China's embassy in Washington accused the countries of a "Cold War mentality and ideological prejudice".
The pact also created a row with France, which has now lost a deal with Australia to build 12 submarines.
"It's really a stab in the back," France's Foreign Minister Jean-Yves Le Drian told France Info radio.
The new partnership was announced in a joint virtual press conference between US President Joe Biden, UK Prime Minister Boris Johnson and his Australian counterpart Scott Morrison on Wednesday.
And while China was not mentioned directly, the three leaders referred repeatedly to regional security concerns which they said had "grown significantly".
Speaking to the BBC, UK Defence Secretary Ben Wallace said China was "embarking on one of the biggest military spends in history".
"It is growing its navy [and] air force at a huge rate. Obviously it is engaged in some disputed areas," he said. "Our partners in those regions want to be able to stand their own ground."
In recent years, Beijing has been accused of raising tensions in disputed territories such as the South China Sea.
On Thursday, UK Prime Minister Boris Johnson said the pact would "preserve security and stability around the world" and generate "hundreds of high-skilled jobs".
He also said the relationship with France was "rock solid".
The Aukus alliance is probably the most significant security arrangement between the three nations since World War Two, analysts say.
The pact will focus on military capability, separating it from the Five Eyes intelligence-sharing alliance which also includes New Zealand and Canada.
While Australia's submarines is the big-ticket item, Aukus will also involve the sharing of cyber capabilities and other undersea technologies.
"This is an historic opportunity for the three nations, with like-minded allies and partners, to protect shared values and promote security and prosperity in the Indo-Pacific region," the joint statement read.
"This really shows that all three nations are drawing a line in the sand to start and counter [China's] aggressive moves in the Indo-Pacific," said Guy Boekenstein from the Asia Society Australia.
Western nations have been wary of China's infrastructure investment on Pacific islands, and have also criticised China's trade sanctions against countries like Australia.

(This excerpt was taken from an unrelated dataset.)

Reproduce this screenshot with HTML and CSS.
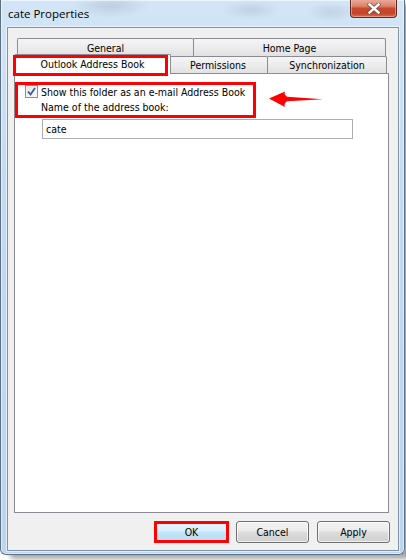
FILE: index.html
```html
<!DOCTYPE html>
<html lang="en">
<head>
<meta charset="utf-8">
<title>cate Properties</title>
<link rel="stylesheet" href="styles.css">
</head>
<body>
<div class="window">
  <div class="titlebar">
    <span class="title">cate Properties</span>
    <button class="close-btn" aria-label="Close">
      <svg width="14" height="11" viewBox="0 0 14 11">
        <path d="M2.5 1.5 L11.5 9.5 M11.5 1.5 L2.5 9.5" stroke="#5b4a48" stroke-width="4.2" stroke-linecap="square" fill="none" opacity="0.75"/>
        <path d="M2.5 1.5 L11.5 9.5 M11.5 1.5 L2.5 9.5" stroke="#ffffff" stroke-width="2.4" stroke-linecap="square" fill="none"/>
      </svg>
    </button>
  </div>
  <div class="client">
    <div class="tabs">
      <div class="tab-row back">
        <div class="tab tab-general">General</div>
        <div class="tab tab-home">Home Page</div>
      </div>
      <div class="tab-row front">
        <div class="tab tab-oab selected marked">Outlook Address Book</div>
        <div class="tab tab-perm">Permissions</div>
        <div class="tab tab-sync">Synchronization</div>
      </div>
    </div>
    <div class="panel">
      <div class="highlight-box">
        <label class="check-row">
          <span class="checkbox">
            <svg width="9" height="9" viewBox="0 0 9 9">
              <path d="M1 4.5 L3.5 7.5 L8 1" stroke="#3d5a98" stroke-width="1.8" fill="none"/>
            </svg>
          </span>
          <span>Show this folder as an e-mail Address Book</span>
        </label>
        <div class="field-label">Name of the address book:</div>
      </div>
      <div class="text-field">cate</div>
      <svg class="arrow" width="56" height="18" viewBox="0 0 56 18">
        <path d="M1 8.5 L17 1.5 Q15.5 4.5 19 6.8 L55 9.3 L19 11.2 Q15.5 13.5 17 17 Z" fill="#ff0000"/>
      </svg>
    </div>
    <div class="buttons">
      <button class="btn default marked">OK</button>
      <button class="btn">Cancel</button>
      <button class="btn">Apply</button>
    </div>
  </div>
</div>
</body>
</html>
```

FILE: styles.css
```css
* {
  box-sizing: border-box;
}

html,
body {
  margin: 0;
  padding: 0;
  background: #ffffff;
}

body {
  width: 406px;
  height: 560px;
  overflow: hidden;
  font-family: "DejaVu Sans Condensed", "Liberation Sans", sans-serif;
  font-size: 10.5px;
  color: #000000;
}

/* Aero window frame */
.window {
  width: 405px;
  height: 555px;
  display: flex;
  flex-direction: column;
  padding: 0 5px 3px 6px;
  border: 1px solid #5d6f85;
  border-top: 0;
  border-radius: 0 0 6px 6px;
  background:
    radial-gradient(ellipse 40px 12px at 110px 6px, rgba(150, 165, 185, 0.35), transparent),
    radial-gradient(ellipse 30px 10px at 250px 10px, rgba(150, 165, 185, 0.3), transparent),
    radial-gradient(ellipse 25px 10px at 330px 12px, rgba(160, 170, 190, 0.3), transparent),
    linear-gradient(180deg, #d3e5f7 0%, #c2d9f1 40%, #bcd5ef 100%);
  box-shadow: inset 0 0 0 1px rgba(255, 255, 255, 0.55), 9px 4px 5px rgba(0, 0, 0, 0.35);
}

.titlebar {
  flex: none;
  height: 27px;
  display: flex;
  align-items: flex-start;
  margin: 0 -5px 0 -6px;
  padding: 0 7px;
}

.title {
  padding-top: 6px;
  line-height: 16px;
  font-family: "Open Sans", "Noto Sans", sans-serif;
  font-size: 11.5px;
  color: #000000;
}

.close-btn {
  margin: -1px 0 0 auto;
  width: 47px;
  height: 19px;
  padding: 0;
  display: flex;
  align-items: center;
  justify-content: center;
  border: 1px solid #5c2b24;
  border-top: 0;
  border-radius: 0 0 4px 4px;
  background: linear-gradient(180deg, #eab0a2 0%, #dc8169 40%, #c94a2f 52%, #c5442a 80%, #d66f52 100%);
  box-shadow: inset 0 0 0 1px rgba(255, 210, 200, 0.45);
}

/* Client area of the dialog */
.client {
  flex: 1;
  display: flex;
  flex-direction: column;
  border: 1px solid #7f92a8;
  background: #f0f0f0;
  padding: 10px 8px 7px 6px;
  box-shadow: 0 0 0 1px rgba(255, 255, 255, 0.55);
}

/* Two-row tab strip */
.tabs {
  flex: none;
  height: 35px;
  margin-right: 1px;
}

.tab-row {
  display: flex;
}

.tab-row.back {
  height: 18px;
  padding-left: 3px;
}

.tab-row.front {
  height: 17px;
  padding-left: 2px;
}

.tab {
  height: 100%;
  display: flex;
  align-items: center;
  justify-content: center;
  white-space: nowrap;
  border: 1px solid #898c95;
  border-bottom: 0;
  border-radius: 2px 2px 0 0;
  background: linear-gradient(180deg, #f5f5f5 0%, #ececec 50%, #e1e1e1 100%);
}

.tab + .tab {
  margin-left: -1px;
}

.tab-general { width: 177px; }
.tab-home { width: 193px; }
.tab-oab { width: 157px; }
.tab-perm { width: 100px; }
.tab-sync { width: 120px; }

.tab.selected {
  position: relative;
  z-index: 3;
  height: 20px;
  margin: -2px -2px 0 -2px;
  padding-bottom: 1px;
  background: #ffffff;
}

.tab.selected + .tab {
  margin-left: -1px;
}

.tab.marked::after {
  content: "";
  position: absolute;
  left: -2px;
  right: 2px;
  top: 0;
  bottom: -2px;
  border: 3px solid #ff0000;
}

/* Tab page */
.panel {
  flex: 1;
  position: relative;
  z-index: 1;
  margin-right: 1px;
  padding-top: 8px;
  border: 1px solid #898c95;
  background: #ffffff;
}

.highlight-box {
  width: 241px;
  border: 3px solid #ff0000;
}

.check-row {
  height: 13px;
  display: flex;
  align-items: center;
  padding-left: 7px;
}

.checkbox {
  flex: none;
  width: 13px;
  height: 13px;
  margin-right: 3px;
  display: flex;
  align-items: center;
  justify-content: center;
  border: 1px solid #8f8f8f;
  background: linear-gradient(135deg, #e6e6e6 0%, #f8f8f8 100%);
  box-shadow: inset 0 0 0 1px #f4f4f4;
}

.field-label {
  height: 15px;
  margin-top: 2px;
  padding-left: 23px;
  line-height: 15px;
}

.text-field {
  width: 311px;
  height: 20px;
  margin: 1px 0 0 27px;
  padding-left: 3px;
  line-height: 18px;
  border: 1px solid #abadb3;
  background: #ffffff;
}

.arrow {
  position: absolute;
  left: 253px;
  top: 16px;
}

/* Dialog buttons */
.buttons {
  flex: none;
  height: 22px;
  margin-top: 8px;
  display: flex;
  justify-content: flex-end;
  gap: 8px;
}

.btn {
  position: relative;
  width: 73px;
  height: 22px;
  padding: 0;
  font: inherit;
  color: #000000;
  border: 1px solid #707070;
  border-radius: 3px;
  background: linear-gradient(180deg, #f2f2f2 0%, #ebebeb 45%, #dddddd 50%, #cfcfcf 100%);
  box-shadow: inset 0 0 0 1px rgba(255, 255, 255, 0.7);
}

.btn.default {
  border-color: #3c7fb1;
  background: linear-gradient(180deg, #eaf6fd 0%, #d9f0fc 45%, #c4e5f8 50%, #b5dbf3 100%);
}

.btn.marked::after {
  content: "";
  position: absolute;
  top: -1px;
  bottom: -1px;
  left: -2px;
  right: -2px;
  border: 3px solid #ff0000;
}
```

Australia had in the past maintained good relations with China, its biggest trading partner. But the relationship has broken down in recent years amid political tensions.
But there is tension now too with France, after Australia tore up the A$50bn (€31bn; £27bn) deal to build 12 submarines.
"We had established a relationship of trust with Australia, this trust has been betrayed," Mr Le Drian said.
These submarines are much faster and harder to detect than conventionally powered fleets. They can stay submerged for months, shoot missiles longer distances and also carry more.
Having them stationed in Australia is critical to US influence in the region, analysts say.
The US is sharing its submarine technology for the first time in 50 years. It had previously only shared technology with the UK.
Australia will become just the seventh nation in the world to operate nuclear-powered submarines, after the US, UK, France, China, India and Russia.
Australia has reaffirmed it has no intention of obtaining nuclear weapons.
Meanwhile New Zealand said it would ban Australia's submarines from its waters, in line with an existing policy on the presence of nuclear-powered submarines.
New Zealand, although a Five Eyes member, has been more cautious in aligning with either the US or China in the Pacific.
Prime Minister Jacinda Ardern said her nation had not been approached to join the pact.